▶ WRITTEN EXERCISE
Filter the lines below, copying only those with the string "this".

▶ Interface markup and scripts
>> Start
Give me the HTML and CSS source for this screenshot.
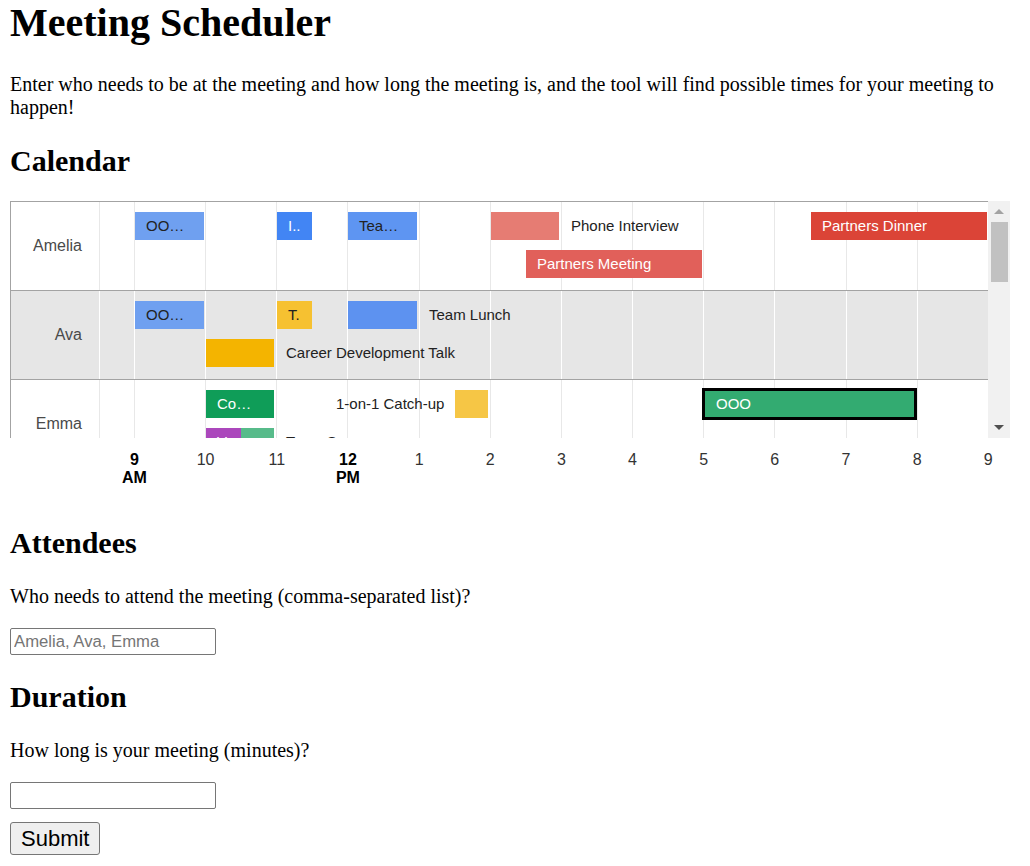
FILE: index.html
```html
<!DOCTYPE html>
<html lang="en">
<head>
<meta charset="utf-8">
<title>Meeting Scheduler</title>
<link rel="stylesheet" href="styles.css">
</head>
<body>
<h1 class="title">Meeting Scheduler</h1>
<p class="text">Enter who needs to be at the meeting and how long the meeting is, and the tool will find possible times for your meeting to happen!</p>

<h2 class="heading">Calendar</h2>
<div class="chart">
  <div class="chart-view">
    <div class="rows">
      <div class="row row-white">
        <div class="row-label">Amelia</div>
        <div class="track">
          <div class="grid"><span></span><span></span><span></span><span></span><span></span><span></span><span></span><span></span><span></span><span></span><span></span><span></span><span></span></div>
          <div class="bar c-blue-light dark" style="left:35px;top:10px;width:69px">OO…</div>
          <div class="bar c-blue" style="left:177px;top:10px;width:35px">I..</div>
          <div class="bar c-blue-mid dark" style="left:248px;top:10px;width:69px">Tea…</div>
          <div class="bar c-red-light" style="left:391px;top:10px;width:68px"></div>
          <div class="tag" style="left:471px;top:10px">Phone Interview</div>
          <div class="bar c-red" style="left:711px;top:10px;width:176px">Partners Dinner</div>
          <div class="bar c-red-mid" style="left:426px;top:48px;width:176px">Partners Meeting</div>
        </div>
      </div>
      <div class="row row-gray">
        <div class="row-label">Ava</div>
        <div class="track">
          <div class="grid"><span></span><span></span><span></span><span></span><span></span><span></span><span></span><span></span><span></span><span></span><span></span><span></span><span></span></div>
          <div class="bar c-blue-light dark" style="left:35px;top:10px;width:69px">OO…</div>
          <div class="bar c-yellow-mid dark" style="left:177px;top:10px;width:35px">T.</div>
          <div class="bar c-blue-mid2" style="left:248px;top:10px;width:69px"></div>
          <div class="tag" style="left:329px;top:10px">Team Lunch</div>
          <div class="bar c-yellow" style="left:106px;top:48px;width:68px"></div>
          <div class="tag" style="left:186px;top:48px">Career Development Talk</div>
        </div>
      </div>
      <div class="row row-white">
        <div class="row-label">Emma</div>
        <div class="track">
          <div class="grid"><span></span><span></span><span></span><span></span><span></span><span></span><span></span><span></span><span></span><span></span><span></span><span></span><span></span></div>
          <div class="bar c-green" style="left:106px;top:10px;width:68px">Co…</div>
          <div class="tag" style="left:236px;top:10px">1-on-1 Catch-up</div>
          <div class="bar c-yellow-light" style="left:355px;top:10px;width:33px"></div>
          <div class="bar c-green-light selected" style="left:602px;top:8px;width:215px">OOO</div>
          <div class="bar c-purple" style="left:106px;top:48px;width:35px">V..</div>
          <div class="bar c-teal" style="left:141px;top:48px;width:33px"></div>
          <div class="tag" style="left:186px;top:48px">Team Sync</div>
        </div>
      </div>
    </div>
    <div class="scrollbar">
      <div class="sb-btn"><span class="arrow-up"></span></div>
      <div class="sb-thumb"></div>
      <div class="sb-space"></div>
      <div class="sb-btn"><span class="arrow-down"></span></div>
    </div>
  </div>
  <div class="axis">
    <div class="tick strong" style="left:124.5px">9<br>AM</div>
    <div class="tick" style="left:195.6px">10</div>
    <div class="tick" style="left:266.8px">11</div>
    <div class="tick strong" style="left:337.9px">12<br>PM</div>
    <div class="tick" style="left:409.1px">1</div>
    <div class="tick" style="left:480.2px">2</div>
    <div class="tick" style="left:551.4px">3</div>
    <div class="tick" style="left:622.5px">4</div>
    <div class="tick" style="left:693.7px">5</div>
    <div class="tick" style="left:764.8px">6</div>
    <div class="tick" style="left:836px">7</div>
    <div class="tick" style="left:907.1px">8</div>
    <div class="tick" style="left:978.3px">9</div>
  </div>
</div>

<h2 class="heading">Attendees</h2>
<p class="text">Who needs to attend the meeting (comma-separated list)?</p>
<input class="field" type="text" placeholder="Amelia, Ava, Emma">

<h2 class="heading">Duration</h2>
<p class="text">How long is your meeting (minutes)?</p>
<input class="field" type="text">
<button class="submit" type="button">Submit</button>
</body>
</html>
```

FILE: styles.css
```css
html, body {
  background: #fff;
}

body {
  margin: 0 10px;
  font-family: "Liberation Serif", "Times New Roman", serif;
  color: #000;
}

.title {
  font-size: 40px;
  font-weight: bold;
  margin: -1px 0 26.8px;
}

.heading {
  font-size: 30px;
  font-weight: bold;
  margin: 24.9px 0;
}

.text {
  font-size: 20px;
  margin: 20px 0;
}

/* ---------- chart ---------- */
.chart {
  width: 1000px;
  height: 301px;
  margin-top: -2px;
  display: flex;
  flex-direction: column;
  font-family: "Liberation Sans", Arial, sans-serif;
  font-size: 16px;
}

.chart-view {
  display: flex;
  height: 237px;
}

.rows {
  width: 978px;
  height: 237px;
  box-sizing: border-box;
  border-top: 1px solid #a3a3a3;
  border-left: 1px solid #a3a3a3;
  overflow: hidden;
}

.row {
  display: flex;
  height: 88px;
  border-bottom: 1px solid #a3a3a3;
}

.row-white {
  background: #fff;
  --grid: #e8e8e8;
}

.row-gray {
  background: #e6e6e6;
  --grid: #ffffff;
}

.row-label {
  width: 71px;
  padding-right: 17px;
  border-right: 1px solid var(--grid);
  display: flex;
  align-items: center;
  justify-content: flex-end;
  color: #4a4a4a;
}

.track {
  flex: 1;
  position: relative;
}

.grid {
  display: grid;
  grid-template-columns: 34px repeat(12, 1fr);
  height: 100%;
}

.grid span {
  border-left: 1px solid var(--grid);
}

.grid span:first-child {
  border-left: none;
}

.bar {
  position: absolute;
  height: 28px;
  box-sizing: border-box;
  padding-left: 11px;
  line-height: 28px;
  font-size: 15px;
  color: #fff;
  white-space: nowrap;
  overflow: hidden;
}

.bar.dark {
  color: #222;
}

.bar.selected {
  height: 32px;
  border: 3px solid #000;
  line-height: 26px;
  padding-left: 11px;
}

.tag {
  position: absolute;
  line-height: 28px;
  font-size: 15px;
  color: #222;
  white-space: nowrap;
}

.c-blue-light { background: #6fa0f0; }
.c-blue { background: #4285f4; }
.c-blue-mid { background: #5e95f2; }
.c-blue-mid2 { background: #5d92f0; }
.c-red-light { background: #e67c73; }
.c-red { background: #db4437; }
.c-red-mid { background: #e1605a; }
.c-yellow { background: #f4b400; }
.c-yellow-mid { background: #f6c131; }
.c-yellow-light { background: #f6c645; }
.c-green { background: #0f9d58; }
.c-green-light { background: #33ab71; }
.c-purple { background: #ab47bc; }
.c-teal { background: #57bb8a; }

/* fake scrollbar */
.scrollbar {
  width: 22px;
  height: 237px;
  background: #f1f1f1;
  display: flex;
  flex-direction: column;
  align-items: center;
}

.sb-btn {
  height: 21px;
  width: 100%;
  display: flex;
  align-items: center;
  justify-content: center;
}

.arrow-up {
  width: 0;
  height: 0;
  border-left: 5px solid transparent;
  border-right: 5px solid transparent;
  border-bottom: 5px solid #a3a3a3;
}

.arrow-down {
  width: 0;
  height: 0;
  border-left: 5px solid transparent;
  border-right: 5px solid transparent;
  border-top: 5px solid #505050;
}

.sb-thumb {
  width: 17px;
  height: 60px;
  background: #c1c1c1;
}

.sb-space {
  flex: 1;
}

.axis {
  position: relative;
  height: 64px;
}

.tick {
  position: absolute;
  top: 13px;
  transform: translateX(-50%);
  text-align: center;
  color: #333;
  white-space: nowrap;
}

.tick.strong {
  font-weight: bold;
  color: #000;
}

/* ---------- form ---------- */
.field {
  display: block;
  width: 206px;
  height: 27px;
  box-sizing: border-box;
  margin: 0;
  padding: 0 3px;
  border: 1px solid #767676;
  border-radius: 2px;
  font-family: "Liberation Sans", Arial, sans-serif;
  font-size: 16.7px;
  color: #000;
  background: #fff;
}

.field::placeholder {
  color: #757575;
}

.submit {
  display: block;
  margin: 13px 0 0;
  height: 33px;
  box-sizing: border-box;
  padding: 0 10px;
  border: 1px solid #767676;
  border-radius: 3px;
  background: #efefef;
  font-family: "Liberation Sans", Arial, sans-serif;
  font-size: 22px;
  color: #000;
}
```
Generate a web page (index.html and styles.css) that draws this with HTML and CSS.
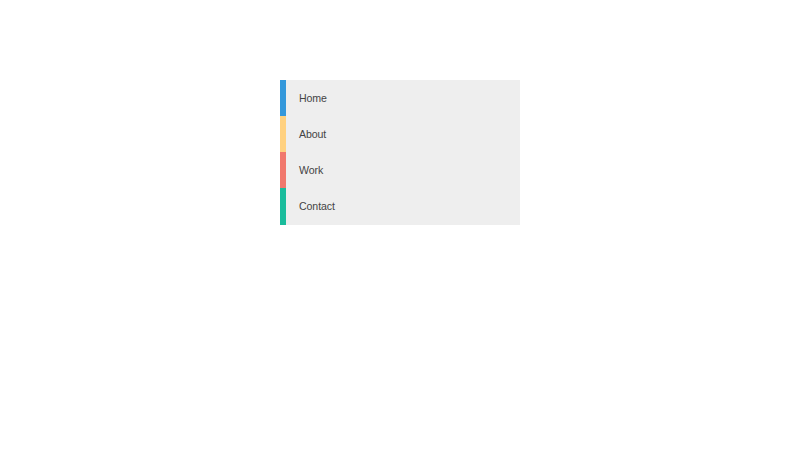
FILE: index.html
```
<!DOCTYPE html>
<html>
<head>
<meta charset="utf-8">
<link rel="stylesheet" href="styles.css">
</head>
<body>
<ul class="menu">
  <li class="item item-blue">Home</li>
  <li class="item item-yellow">About</li>
  <li class="item item-red">Work</li>
  <li class="item item-teal">Contact</li>
</ul>
</body>
</html>
```
FILE: styles.css
```
html, body {
  margin: 0;
  padding: 0;
  background: #fff;
}
body {
  padding-top: 80px;
  font-family: "Liberation Sans", Arial, sans-serif;
}
.menu {
  list-style: none;
  margin: 0 auto;
  padding: 0;
  width: 240px;
  background: #eeeeee;
}
.item {
  box-sizing: border-box;
  height: 36px;
  padding: 1px 0 0 13px;
  line-height: 35px;
  border-left: 6px solid transparent;
  font-size: 10.6px;
  letter-spacing: -0.1px;
  color: #444;
}
.item-teal { height: 37px; line-height: 35px; }
.item-blue { border-left-color: #3498db; }
.item-yellow { border-left-color: #ffd180; }
.item-red { border-left-color: #f1786d; }
.item-teal { border-left-color: #1abc9c; }
```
>> End
▶ OUTPUT OF THE TASK
Give me the HTML and CSS source for this screenshot.
Generate a web page (index.html and styles.css) that draws this with HTML and CSS.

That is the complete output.